Begin

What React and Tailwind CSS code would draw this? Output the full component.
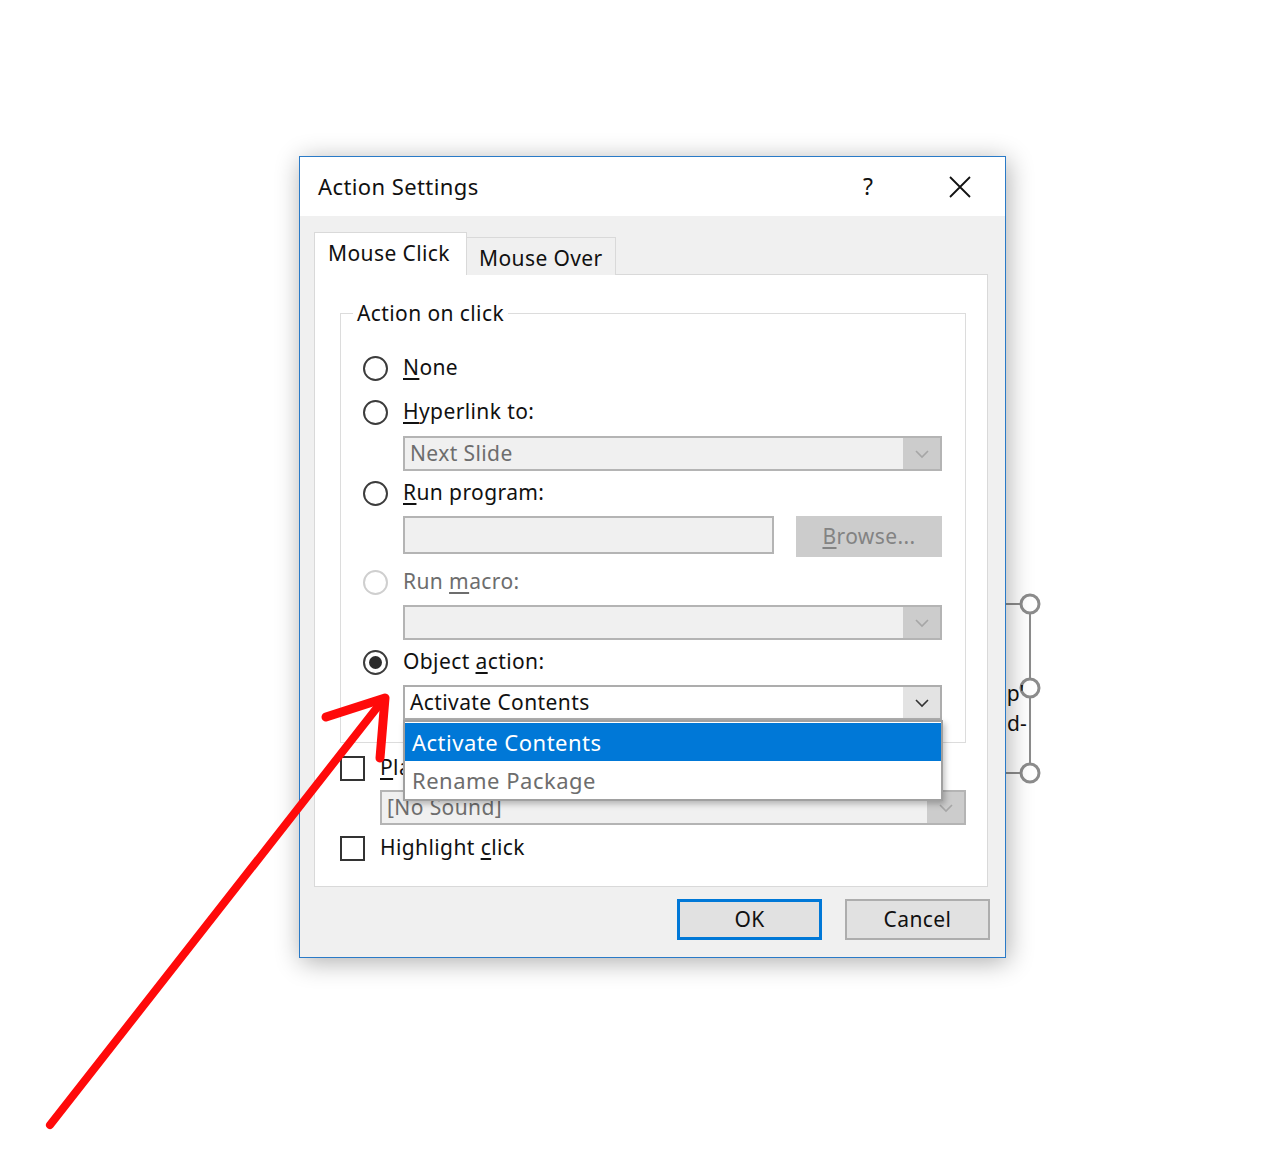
import React from "react";

const font = { fontFamily: '"Noto Sans", "Open Sans", sans-serif' };

function Radio({ checked, disabled }) {
  return (
    <div
      className={
        "w-[25px] h-[25px] rounded-full border-2 flex items-center justify-center bg-white shrink-0 " +
        (disabled ? "border-[#cfcfcf]" : "border-[#3c3c3c]")
      }
    >
      {checked && <div className="w-[13px] h-[13px] rounded-full bg-[#2b2b2b]" />}
    </div>
  );
}

function Checkbox() {
  return <div className="w-[25px] h-[25px] border-2 border-[#333] bg-white shrink-0" />;
}

function Chevron({ color }) {
  return (
    <svg width="16" height="10" viewBox="0 0 16 10">
      <path d="M2 2 L8 8 L14 2" fill="none" stroke={color} strokeWidth="1.6" />
    </svg>
  );
}

function Combo({ text, disabled, className = "" }) {
  return (
    <div
      className={
        "h-[35px] flex border-2 " +
        (disabled ? "border-[#b4b4b4] bg-[#f0f0f0]" : "border-[#adadad] bg-white") +
        " " +
        className
      }
    >
      <div
        className={
          "flex-1 flex items-center pl-[5px] text-[21px] tracking-[0.4px] " +
          (disabled ? "text-[#6d6d6d]" : "text-[#111]")
        }
      >
        {text}
      </div>
      <div
        className={
          "w-[37px] flex items-center justify-center " +
          (disabled ? "bg-[#cccccc]" : "bg-[#e3e3e3]")
        }
      >
        <Chevron color={disabled ? "#a6a6a6" : "#333"} />
      </div>
    </div>
  );
}

function Label({ children, disabled }) {
  return (
    <span
      className={
        "text-[21px] tracking-[0.4px] " + (disabled ? "text-[#6d6d6d]" : "text-[#111]")
      }
    >
      {children}
    </span>
  );
}

const U = ({ children }) => <span className="underline underline-offset-[3px]">{children}</span>;

function RadioRow({ checked, disabled, children, className = "" }) {
  return (
    <div className={"h-[30px] flex items-center gap-[15px] " + className}>
      <Radio checked={checked} disabled={disabled} />
      <Label disabled={disabled}>{children}</Label>
    </div>
  );
}

export default function App() {
  return (
    <div className="relative w-[1287px] h-[1161px] bg-white overflow-hidden" style={font}>
      {/* slide shape handles behind the dialog */}
      <svg className="absolute left-0 top-0" width="1287" height="1161">
        <line x1="1030" y1="604" x2="1030" y2="773" stroke="#8c8c8c" strokeWidth="2" />
        <line x1="1000" y1="604" x2="1021" y2="604" stroke="#8c8c8c" strokeWidth="2" />
        <line x1="1000" y1="773" x2="1021" y2="773" stroke="#8c8c8c" strokeWidth="2" />
        <circle cx="1030" cy="604" r="9" fill="white" stroke="#8c8c8c" strokeWidth="3" />
        <circle cx="1030" cy="688" r="9" fill="white" stroke="#8c8c8c" strokeWidth="3" />
        <circle cx="1030" cy="773" r="9" fill="white" stroke="#8c8c8c" strokeWidth="3" />
      </svg>
      <div className="absolute left-[994px] top-[678px] text-[21px] leading-[30px] text-[#111]">
        <div>op'</div>
        <div>nd-</div>
      </div>

      {/* dialog */}
      <div className="relative ml-[299px] mt-[156px] w-[707px] h-[802px] border border-[#2a7ac7] bg-[#f0f0f0] shadow-[2px_4px_24px_rgba(0,0,0,0.32)] flex flex-col">
        <div className="h-[59px] bg-white flex items-center pl-[18px] pr-[33px]">
          <span className="text-[22px] tracking-[0.4px] text-[#111] flex-1">Action Settings</span>
          <span className="text-[23px] text-[#111] mr-[75px]">?</span>
          <svg width="24" height="24" viewBox="0 0 24 24">
            <path d="M2 2 L22 22 M22 2 L2 22" stroke="#111" strokeWidth="1.8" />
          </svg>
        </div>

        <div className="pl-[14px] pr-[17px] pt-[16px] flex flex-col">
          {/* tabs */}
          <div className="flex items-end h-[43px] relative z-10">
            <div className="w-[153px] h-[43px] bg-white border border-b-0 border-[#d9d9d9] pl-[13px] pt-[5px] text-[21px] tracking-[0.4px] text-[#111]">
              Mouse Click
            </div>
            <div className="w-[149px] h-[38px] bg-[#f0f0f0] border border-l-0 border-b-0 border-[#d9d9d9] pl-[12px] pt-[5px] text-[21px] tracking-[0.4px] text-[#111]">
              Mouse Over
            </div>
          </div>

          {/* panel */}
          <div className="relative -mt-px w-[674px] h-[613px] bg-white border border-[#d9d9d9] pl-[25px] pr-[21px] pt-[38px]">
            <div className="relative h-[430px] border border-[#dcdcdc] pl-[22px] pr-[23px] pt-[39px]">
              <div className="absolute left-[12px] -top-[16px] bg-white px-[4px] text-[21px] tracking-[0.4px] text-[#111] leading-[30px]">
                Action on click
              </div>
              <RadioRow>
                <U>N</U>one
              </RadioRow>
              <RadioRow className="mt-[14px]">
                <U>H</U>yperlink to:
              </RadioRow>
              <Combo text="Next Slide" disabled className="ml-[40px] mt-[9px]" />
              <RadioRow className="mt-[7px]">
                <U>R</U>un program:
              </RadioRow>
              <div className="ml-[40px] mt-[8px] h-[42px] flex items-start justify-between">
                <div className="w-[371px] h-[38px] border-2 border-[#b4b4b4] bg-[#f0f0f0]" />
                <div className="w-[146px] h-[41px] bg-[#cccccc] flex items-center justify-center text-[21px] tracking-[0.4px] text-[#838383]">
                  <span>
                    <U>B</U>rowse...
                  </span>
                </div>
              </div>
              <RadioRow disabled className="mt-[9px]">
                Run <U>m</U>acro:
              </RadioRow>
              <Combo text="" disabled className="ml-[40px] mt-[8px]" />
              <RadioRow checked className="mt-[7px]">
                Object <U>a</U>ction:
              </RadioRow>
              <Combo text="Activate Contents" className="ml-[40px] mt-[8px]" />
            </div>

            <div className="mt-[12px] h-[26px] flex items-center gap-[15px]">
              <Checkbox />
              <Label>
                <U>P</U>lay sound:
              </Label>
            </div>
            <Combo text="[No Sound]" disabled className="ml-[40px] mt-[9px]" />
            <div className="mt-[10px] h-[26px] flex items-center gap-[15px]">
              <Checkbox />
              <Label>
                Highlight <U>c</U>lick
              </Label>
            </div>

            {/* open dropdown list */}
            <div className="absolute left-[88px] top-[445px] w-[540px] h-[81px] bg-white border-2 border-[#a0a0a0] shadow-[2px_3px_6px_rgba(0,0,0,0.25)] pt-[1px]">
              <div className="h-[38px] bg-[#0078d7] text-white text-[22px] tracking-[0.5px] flex items-center pl-[7px]">
                Activate Contents
              </div>
              <div className="h-[38px] text-[#6d6d6d] text-[22px] tracking-[0.5px] flex items-center pl-[7px]">
                Rename Package
              </div>
            </div>
          </div>

          {/* buttons */}
          <div className="flex justify-end gap-[23px] mt-[12px] -mr-[2px]">
            <div className="w-[145px] h-[41px] border-[3px] border-[#0078d7] bg-[#e1e1e1] flex items-center justify-center text-[21px] tracking-[0.4px] text-[#111]">
              OK
            </div>
            <div className="w-[145px] h-[41px] border-2 border-[#adadad] bg-[#e1e1e1] flex items-center justify-center text-[21px] tracking-[0.4px] text-[#111]">
              Cancel
            </div>
          </div>
        </div>
      </div>

      {/* red annotation arrow */}
      <svg className="absolute left-0 top-0 pointer-events-none" width="1287" height="1161">
        <line x1="50" y1="1125" x2="383" y2="700" stroke="#ff0a0a" strokeWidth="8" strokeLinecap="round" />
        <polyline
          points="326,717 385,698 380,758"
          fill="none"
          stroke="#ff0a0a"
          strokeWidth="9"
          strokeLinecap="round"
          strokeLinejoin="round"
        />
      </svg>
    </div>
  );
}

End

**Exercise instructions**
Word for word, quote the full listing, omitting every picture.

**The completed task**
What React and Tailwind CSS code would draw this? Output the full component.
import React from "react";

const font = { fontFamily: '"Noto Sans", "Open Sans", sans-serif' };

function Radio({ checked, disabled }) {
  return (
    <div
      className={
        "w-[25px] h-[25px] rounded-full border-2 flex items-center justify-center bg-white shrink-0 " +
        (disabled ? "border-[#cfcfcf]" : "border-[#3c3c3c]")
      }
    >
      {checked && <div className="w-[13px] h-[13px] rounded-full bg-[#2b2b2b]" />}
    </div>
  );
}

function Checkbox() {
  return <div className="w-[25px] h-[25px] border-2 border-[#333] bg-white shrink-0" />;
}

function Chevron({ color }) {
  return (
    <svg width="16" height="10" viewBox="0 0 16 10">
      <path d="M2 2 L8 8 L14 2" fill="none" stroke={color} strokeWidth="1.6" />
    </svg>
  );
}

function Combo({ text, disabled, className = "" }) {
  return (
    <div
      className={
        "h-[35px] flex border-2 " +
        (disabled ? "border-[#b4b4b4] bg-[#f0f0f0]" : "border-[#adadad] bg-white") +
        " " +
        className
      }
    >
      <div
        className={
          "flex-1 flex items-center pl-[5px] text-[21px] tracking-[0.4px] " +
          (disabled ? "text-[#6d6d6d]" : "text-[#111]")
        }
      >
        {text}
      </div>
      <div
        className={
          "w-[37px] flex items-center justify-center " +
          (disabled ? "bg-[#cccccc]" : "bg-[#e3e3e3]")
        }
      >
        <Chevron color={disabled ? "#a6a6a6" : "#333"} />
      </div>
    </div>
  );
}

function Label({ children, disabled }) {
  return (
    <span
      className={
        "text-[21px] tracking-[0.4px] " + (disabled ? "text-[#6d6d6d]" : "text-[#111]")
      }
    >
      {children}
    </span>
  );
}

const U = ({ children }) => <span className="underline underline-offset-[3px]">{children}</span>;

function RadioRow({ checked, disabled, children, className = "" }) {
  return (
    <div className={"h-[30px] flex items-center gap-[15px] " + className}>
      <Radio checked={checked} disabled={disabled} />
      <Label disabled={disabled}>{children}</Label>
    </div>
  );
}

export default function App() {
  return (
    <div className="relative w-[1287px] h-[1161px] bg-white overflow-hidden" style={font}>
      {/* slide shape handles behind the dialog */}
      <svg className="absolute left-0 top-0" width="1287" height="1161">
        <line x1="1030" y1="604" x2="1030" y2="773" stroke="#8c8c8c" strokeWidth="2" />
        <line x1="1000" y1="604" x2="1021" y2="604" stroke="#8c8c8c" strokeWidth="2" />
        <line x1="1000" y1="773" x2="1021" y2="773" stroke="#8c8c8c" strokeWidth="2" />
        <circle cx="1030" cy="604" r="9" fill="white" stroke="#8c8c8c" strokeWidth="3" />
        <circle cx="1030" cy="688" r="9" fill="white" stroke="#8c8c8c" strokeWidth="3" />
        <circle cx="1030" cy="773" r="9" fill="white" stroke="#8c8c8c" strokeWidth="3" />
      </svg>
      <div className="absolute left-[994px] top-[678px] text-[21px] leading-[30px] text-[#111]">
        <div>op'</div>
        <div>nd-</div>
      </div>

      {/* dialog */}
      <div className="relative ml-[299px] mt-[156px] w-[707px] h-[802px] border border-[#2a7ac7] bg-[#f0f0f0] shadow-[2px_4px_24px_rgba(0,0,0,0.32)] flex flex-col">
        <div className="h-[59px] bg-white flex items-center pl-[18px] pr-[33px]">
          <span className="text-[22px] tracking-[0.4px] text-[#111] flex-1">Action Settings</span>
          <span className="text-[23px] text-[#111] mr-[75px]">?</span>
          <svg width="24" height="24" viewBox="0 0 24 24">
            <path d="M2 2 L22 22 M22 2 L2 22" stroke="#111" strokeWidth="1.8" />
          </svg>
        </div>

        <div className="pl-[14px] pr-[17px] pt-[16px] flex flex-col">
          {/* tabs */}
          <div className="flex items-end h-[43px] relative z-10">
            <div className="w-[153px] h-[43px] bg-white border border-b-0 border-[#d9d9d9] pl-[13px] pt-[5px] text-[21px] tracking-[0.4px] text-[#111]">
              Mouse Click
            </div>
            <div className="w-[149px] h-[38px] bg-[#f0f0f0] border border-l-0 border-b-0 border-[#d9d9d9] pl-[12px] pt-[5px] text-[21px] tracking-[0.4px] text-[#111]">
              Mouse Over
            </div>
          </div>

          {/* panel */}
          <div className="relative -mt-px w-[674px] h-[613px] bg-white border border-[#d9d9d9] pl-[25px] pr-[21px] pt-[38px]">
            <div className="relative h-[430px] border border-[#dcdcdc] pl-[22px] pr-[23px] pt-[39px]">
              <div className="absolute left-[12px] -top-[16px] bg-white px-[4px] text-[21px] tracking-[0.4px] text-[#111] leading-[30px]">
                Action on click
              </div>
              <RadioRow>
                <U>N</U>one
              </RadioRow>
              <RadioRow className="mt-[14px]">
                <U>H</U>yperlink to:
              </RadioRow>
              <Combo text="Next Slide" disabled className="ml-[40px] mt-[9px]" />
              <RadioRow className="mt-[7px]">
                <U>R</U>un program:
              </RadioRow>
              <div className="ml-[40px] mt-[8px] h-[42px] flex items-start justify-between">
                <div className="w-[371px] h-[38px] border-2 border-[#b4b4b4] bg-[#f0f0f0]" />
                <div className="w-[146px] h-[41px] bg-[#cccccc] flex items-center justify-center text-[21px] tracking-[0.4px] text-[#838383]">
                  <span>
                    <U>B</U>rowse...
                  </span>
                </div>
              </div>
              <RadioRow disabled className="mt-[9px]">
                Run <U>m</U>acro:
              </RadioRow>
              <Combo text="" disabled className="ml-[40px] mt-[8px]" />
              <RadioRow checked className="mt-[7px]">
                Object <U>a</U>ction:
              </RadioRow>
              <Combo text="Activate Contents" className="ml-[40px] mt-[8px]" />
            </div>

            <div className="mt-[12px] h-[26px] flex items-center gap-[15px]">
              <Checkbox />
              <Label>
                <U>P</U>lay sound:
              </Label>
            </div>
            <Combo text="[No Sound]" disabled className="ml-[40px] mt-[9px]" />
            <div className="mt-[10px] h-[26px] flex items-center gap-[15px]">
              <Checkbox />
              <Label>
                Highlight <U>c</U>lick
              </Label>
            </div>

            {/* open dropdown list */}
            <div className="absolute left-[88px] top-[445px] w-[540px] h-[81px] bg-white border-2 border-[#a0a0a0] shadow-[2px_3px_6px_rgba(0,0,0,0.25)] pt-[1px]">
              <div className="h-[38px] bg-[#0078d7] text-white text-[22px] tracking-[0.5px] flex items-center pl-[7px]">
                Activate Contents
              </div>
              <div className="h-[38px] text-[#6d6d6d] text-[22px] tracking-[0.5px] flex items-center pl-[7px]">
                Rename Package
              </div>
            </div>
          </div>

          {/* buttons */}
          <div className="flex justify-end gap-[23px] mt-[12px] -mr-[2px]">
            <div className="w-[145px] h-[41px] border-[3px] border-[#0078d7] bg-[#e1e1e1] flex items-center justify-center text-[21px] tracking-[0.4px] text-[#111]">
              OK
            </div>
            <div className="w-[145px] h-[41px] border-2 border-[#adadad] bg-[#e1e1e1] flex items-center justify-center text-[21px] tracking-[0.4px] text-[#111]">
              Cancel
            </div>
          </div>
        </div>
      </div>

      {/* red annotation arrow */}
      <svg className="absolute left-0 top-0 pointer-events-none" width="1287" height="1161">
        <line x1="50" y1="1125" x2="383" y2="700" stroke="#ff0a0a" strokeWidth="8" strokeLinecap="round" />
        <polyline
          points="326,717 385,698 380,758"
          fill="none"
          stroke="#ff0a0a"
          strokeWidth="9"
          strokeLinecap="round"
          strokeLinejoin="round"
        />
      </svg>
    </div>
  );
}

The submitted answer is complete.